● **The task**
Below are entries. Pull out all lines containing "styles".

● **Provided records**
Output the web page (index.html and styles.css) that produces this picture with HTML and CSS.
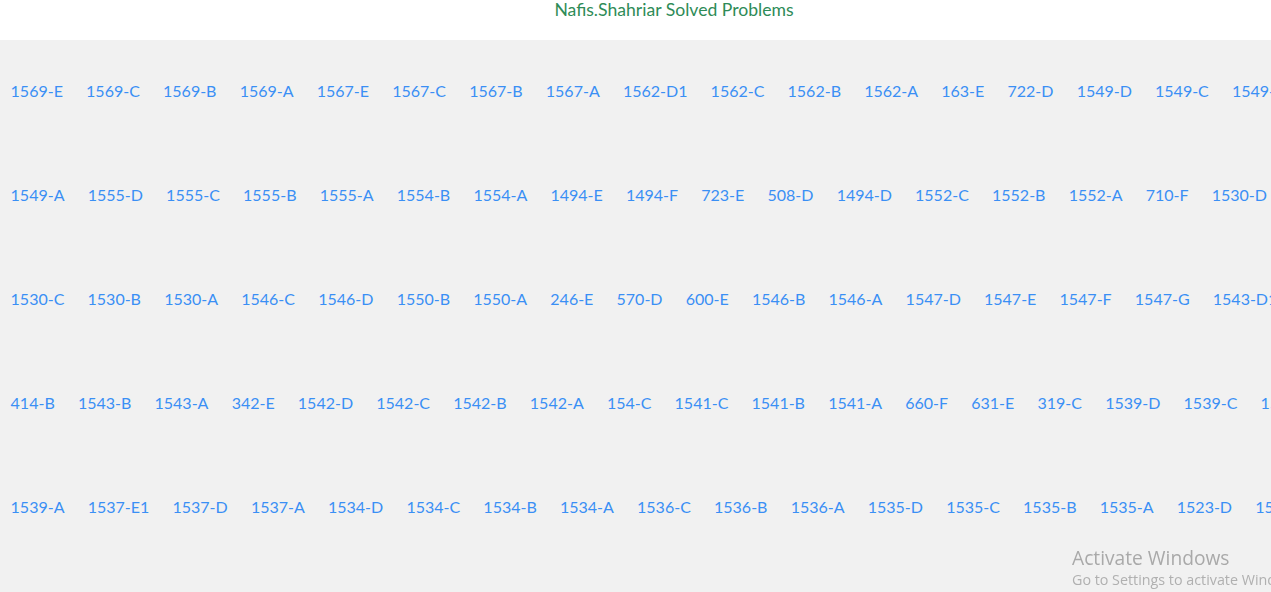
FILE: index.html
```html
<!DOCTYPE html>
<html lang="en">
<head>
<meta charset="utf-8">
<title>Nafis.Shahriar Solved Problems</title>
<link rel="stylesheet" href="styles.css">
</head>
<body>
<header class="page-header">
  <h1 class="title">Nafis.Shahriar Solved Problems</h1>
</header>
<main class="problems">
  <div class="row">
    <a class="problem" href="#">1569-E</a><a class="problem" href="#">1569-C</a><a class="problem" href="#">1569-B</a><a class="problem" href="#">1569-A</a><a class="problem" href="#">1567-E</a><a class="problem" href="#">1567-C</a><a class="problem" href="#">1567-B</a><a class="problem" href="#">1567-A</a><a class="problem" href="#">1562-D1</a><a class="problem" href="#">1562-C</a><a class="problem" href="#">1562-B</a><a class="problem" href="#">1562-A</a><a class="problem" href="#">163-E</a><a class="problem" href="#">722-D</a><a class="problem" href="#">1549-D</a><a class="problem" href="#">1549-C</a><a class="problem" href="#">1549-B</a><a class="problem" href="#">1549-B</a>
  </div>
  <div class="row">
    <a class="problem" href="#">1549-A</a><a class="problem" href="#">1555-D</a><a class="problem" href="#">1555-C</a><a class="problem" href="#">1555-B</a><a class="problem" href="#">1555-A</a><a class="problem" href="#">1554-B</a><a class="problem" href="#">1554-A</a><a class="problem" href="#">1494-E</a><a class="problem" href="#">1494-F</a><a class="problem" href="#">723-E</a><a class="problem" href="#">508-D</a><a class="problem" href="#">1494-D</a><a class="problem" href="#">1552-C</a><a class="problem" href="#">1552-B</a><a class="problem" href="#">1552-A</a><a class="problem" href="#">710-F</a><a class="problem" href="#">1530-D</a><a class="problem" href="#">1530-E</a>
  </div>
  <div class="row">
    <a class="problem" href="#">1530-C</a><a class="problem" href="#">1530-B</a><a class="problem" href="#">1530-A</a><a class="problem" href="#">1546-C</a><a class="problem" href="#">1546-D</a><a class="problem" href="#">1550-B</a><a class="problem" href="#">1550-A</a><a class="problem" href="#">246-E</a><a class="problem" href="#">570-D</a><a class="problem" href="#">600-E</a><a class="problem" href="#">1546-B</a><a class="problem" href="#">1546-A</a><a class="problem" href="#">1547-D</a><a class="problem" href="#">1547-E</a><a class="problem" href="#">1547-F</a><a class="problem" href="#">1547-G</a><a class="problem" href="#">1543-D1</a><a class="problem" href="#">1543-C</a>
  </div>
  <div class="row">
    <a class="problem" href="#">414-B</a><a class="problem" href="#">1543-B</a><a class="problem" href="#">1543-A</a><a class="problem" href="#">342-E</a><a class="problem" href="#">1542-D</a><a class="problem" href="#">1542-C</a><a class="problem" href="#">1542-B</a><a class="problem" href="#">1542-A</a><a class="problem" href="#">154-C</a><a class="problem" href="#">1541-C</a><a class="problem" href="#">1541-B</a><a class="problem" href="#">1541-A</a><a class="problem" href="#">660-F</a><a class="problem" href="#">631-E</a><a class="problem" href="#">319-C</a><a class="problem" href="#">1539-D</a><a class="problem" href="#">1539-C</a><a class="problem" href="#">1539-B</a>
  </div>
  <div class="row">
    <a class="problem" href="#">1539-A</a><a class="problem" href="#">1537-E1</a><a class="problem" href="#">1537-D</a><a class="problem" href="#">1537-A</a><a class="problem" href="#">1534-D</a><a class="problem" href="#">1534-C</a><a class="problem" href="#">1534-B</a><a class="problem" href="#">1534-A</a><a class="problem" href="#">1536-C</a><a class="problem" href="#">1536-B</a><a class="problem" href="#">1536-A</a><a class="problem" href="#">1535-D</a><a class="problem" href="#">1535-C</a><a class="problem" href="#">1535-B</a><a class="problem" href="#">1535-A</a><a class="problem" href="#">1523-D</a><a class="problem" href="#">1523-C</a><a class="problem" href="#">1523-B</a>
  </div>
  <div class="row">
    <a class="problem" href="#">1523-A</a><a class="problem" href="#">1526-C1</a><a class="problem" href="#">1526-B</a><a class="problem" href="#">1526-A</a>
  </div>
</main>
<div class="watermark">
  <div class="wm-title">Activate Windows</div>
  <div class="wm-sub">Go to Settings to activate Windows.</div>
</div>
</body>
</html>
```

FILE: styles.css
```css
html, body {
  margin: 0;
  padding: 0;
}

body {
  font-family: Lato, "Liberation Sans", sans-serif;
  background: #f1f1f1;
  overflow: hidden;
  height: 592px;
}

.page-header {
  background: #ffffff;
  height: 40px;
  padding-left: 77px;
  box-sizing: border-box;
  padding-top: 1px;
}

.title {
  margin: 0;
  font-size: 17.6px;
  font-weight: 400;
  line-height: 18px;
  color: #2e8b57;
  text-align: center;
}

.problems {
  background: #f1f1f1;
}

.row {
  display: flex;
  flex-wrap: nowrap;
  align-items: center;
  height: 104px;
  box-sizing: border-box;
  padding: 0 0 3px 0;
  margin-left: -1px;
  white-space: nowrap;
}

.problem {
  flex: none;
  padding: 0 11.6px;
  font-size: 16px;
  color: #3a8ff5;
  text-decoration: none;
}

.watermark {
  position: fixed;
  left: 1072px;
  top: 545px;
  white-space: nowrap;
  font-family: "Open Sans", "Noto Sans", sans-serif;
  color: #a9a9a9;
  pointer-events: none;
}

.wm-title {
  font-size: 19.2px;
  line-height: 25px;
}

.wm-sub {
  font-size: 14.3px;
  line-height: 19px;
  color: #b0b0b0;
}
```
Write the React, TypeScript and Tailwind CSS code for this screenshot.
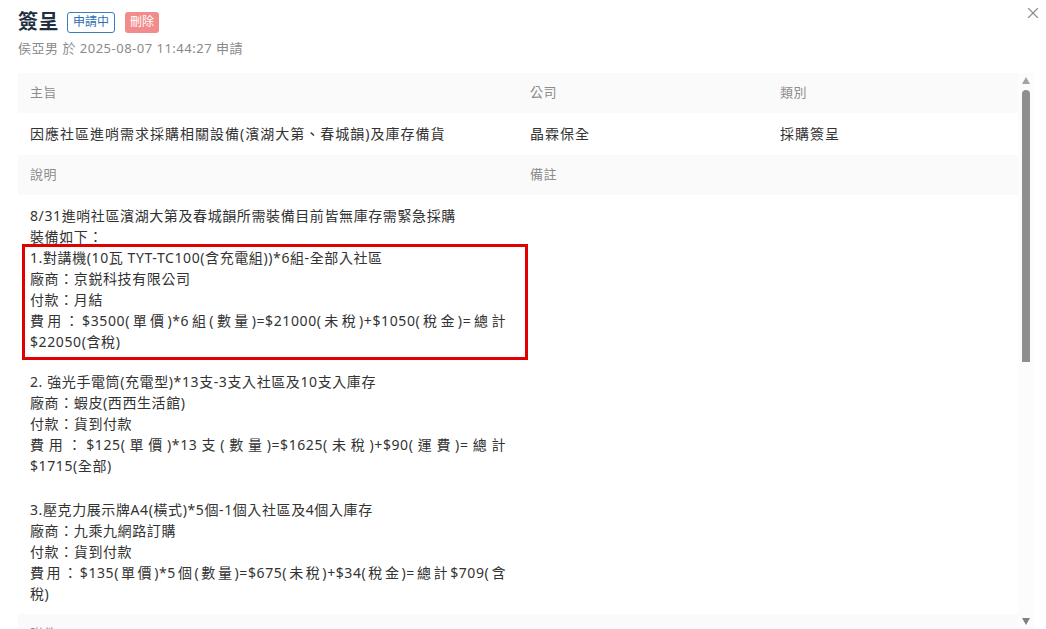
import { X } from 'lucide-react';

const FONT = { fontFamily: '"Noto Sans", "Noto Sans CJK TC", sans-serif' };

// j: justified line (wrapped in the original)
type Line = { t: string; j?: boolean };

const intro: Line[] = [
  { t: '8/31進哨社區濱湖大第及春城韻所需裝備目前皆無庫存需緊急採購' },
  { t: '裝備如下：' },
];

const item1: Line[] = [
  { t: '1.對講機(10瓦 TYT-TC100(含充電組))*6組-全部入社區' },
  { t: '廠商：京鋭科技有限公司' },
  { t: '付款：月結' },
  { t: '費用：$3500(單價)*6組(數量)=$21000(未稅)+$1050(稅金)=總計', j: true },
  { t: '$22050(含稅)' },
];

const item2: Line[] = [
  { t: '2. 強光手電筒(充電型)*13支-3支入社區及10支入庫存' },
  { t: '廠商：蝦皮(西西生活館)' },
  { t: '付款：貨到付款' },
  { t: '費用：$125(單價)*13支(數量)=$1625(未稅)+$90(運費)=總計', j: true },
  { t: '$1715(全部)' },
];

const item3: Line[] = [
  { t: '3.壓克力展示牌A4(橫式)*5個-1個入社區及4個入庫存' },
  { t: '廠商：九乘九網路訂購' },
  { t: '付款：貨到付款' },
  { t: '費用：$135(單價)*5個(數量)=$675(未稅)+$34(稅金)=總計$709(含', j: true },
  { t: '稅)' },
];

const Lines = ({ lines }: { lines: Line[] }) => (
  <>
    {lines.map((l, i) => (
      <div
        key={i}
        className={`h-[21px] whitespace-nowrap ${l.j ? 'text-justify [text-align-last:justify] whitespace-normal' : ''}`}
      >
        {l.t}
      </div>
    ))}
  </>
);

const HeadCell = ({ children, span }: { children?: React.ReactNode; span?: string }) => (
  <div className={`${span ?? ''} h-10 px-3 flex items-center bg-[#fafafa] text-[13px] text-[#8c8c8c] tracking-[0.5px]`}>
    {children}
  </div>
);

const ValueCell = ({ children }: { children?: React.ReactNode }) => (
  <div className="h-[42px] px-3 flex items-center text-[14px] tracking-[1px] text-[#333]">{children}</div>
);

const Scrollbar = () => (
  <div className="w-[16px] h-full bg-[#fcfcfc] flex flex-col items-center">
    <div className="mt-[4px] w-0 h-0 border-l-[4px] border-r-[4px] border-b-[7px] border-l-transparent border-r-transparent border-b-[#a3a3a3]" />
    <div className="mt-[6px] w-[8px] h-[272px] rounded-t-full rounded-b-[3px] bg-[#8f8f8f]" />
    <div className="flex-1" />
    <div className="mb-[4px] w-0 h-0 border-l-[4px] border-r-[4px] border-t-[7px] border-l-transparent border-r-transparent border-t-[#808080]" />
  </div>
);

const App = () => {
  return (
    <div className="w-[1046px] h-[629px] bg-white overflow-hidden relative text-[#333]" style={FONT}>
      <button className="absolute right-[4px] top-[4px] text-[#8c8c8c]">
        <X size={18} strokeWidth={1.5} />
      </button>
      <div className="pl-[18px] pt-[11px]">
        <div className="flex items-center gap-2 h-[22px]">
          <h1 className="text-[20px] font-bold text-[#1f2f3f] leading-none tracking-wide">{'簽呈'}</h1>
          <span className="h-[21px] px-[5px] flex items-center border border-[#3a7ec0] rounded-[3px] text-[12px] text-[#2f6fb4]">
            {'申請中'}
          </span>
          <span className="ml-[2px] h-[21px] px-[5px] flex items-center bg-[#f28b8b] rounded-[3px] text-[12px] text-white">
            {'刪除'}
          </span>
        </div>
        <p className="mt-[6px] text-[13px] text-[#8a8a8a] tracking-[0.5px]">{'侯亞男 於 2025-08-07 11:44:27 申請'}</p>
      </div>

      <div className="mt-[14px] ml-[18px] w-[1016px] h-[556px] flex">
        <div className="w-[1000px] h-full overflow-hidden">
          <div className="grid grid-cols-[500px_250px_250px]">
            <HeadCell>{'主旨'}</HeadCell>
            <HeadCell>{'公司'}</HeadCell>
            <HeadCell>{'類別'}</HeadCell>
            <ValueCell>{'因應社區進哨需求採購相關設備(濱湖大第、春城韻)及庫存備貨'}</ValueCell>
            <ValueCell>{'晶霖保全'}</ValueCell>
            <ValueCell>{'採購簽呈'}</ValueCell>
            <HeadCell>{'說明'}</HeadCell>
            <HeadCell span="col-span-2">{'備註'}</HeadCell>
            <div className="px-3 pt-[10px] pb-[10px] text-[14px] leading-[21px] tracking-[0.6px] text-[#333]">
              <Lines lines={intro} />
              <div className="relative">
                <div className="absolute -left-[8px] -top-[3px] w-[506px] -bottom-[8px] border-[3px] border-[#e00000]" />
                <Lines lines={item1} />
              </div>
              <div className="h-[19px]" />
              <Lines lines={item2} />
              <div className="h-[23px]" />
              <Lines lines={item3} />
            </div>
            <div className="col-span-2" />
            <HeadCell span="col-span-3">{'附件'}</HeadCell>
            <div className="col-span-3 h-[42px] px-3 flex items-center text-[14px] text-[#999]">{'無'}</div>
            <HeadCell span="col-span-3">{'簽核流程'}</HeadCell>
            <div className="col-span-3 px-3 py-3 text-[14px] leading-[24px]">
              <div>{'1. 侯亞男 申請 2025-08-07 11:44:27'}</div>
              <div>{'2. 主管審核 待簽核'}</div>
              <div>{'3. 財務審核 待簽核'}</div>
              <div>{'4. 總經理 待簽核'}</div>
            </div>
          </div>
        </div>
        <Scrollbar />
      </div>
    </div>
  );
};

export default App;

● **Solution to this problem**
Output the web page (index.html and styles.css) that produces this picture with HTML and CSS.
<link rel="stylesheet" href="styles.css">
FILE: styles.css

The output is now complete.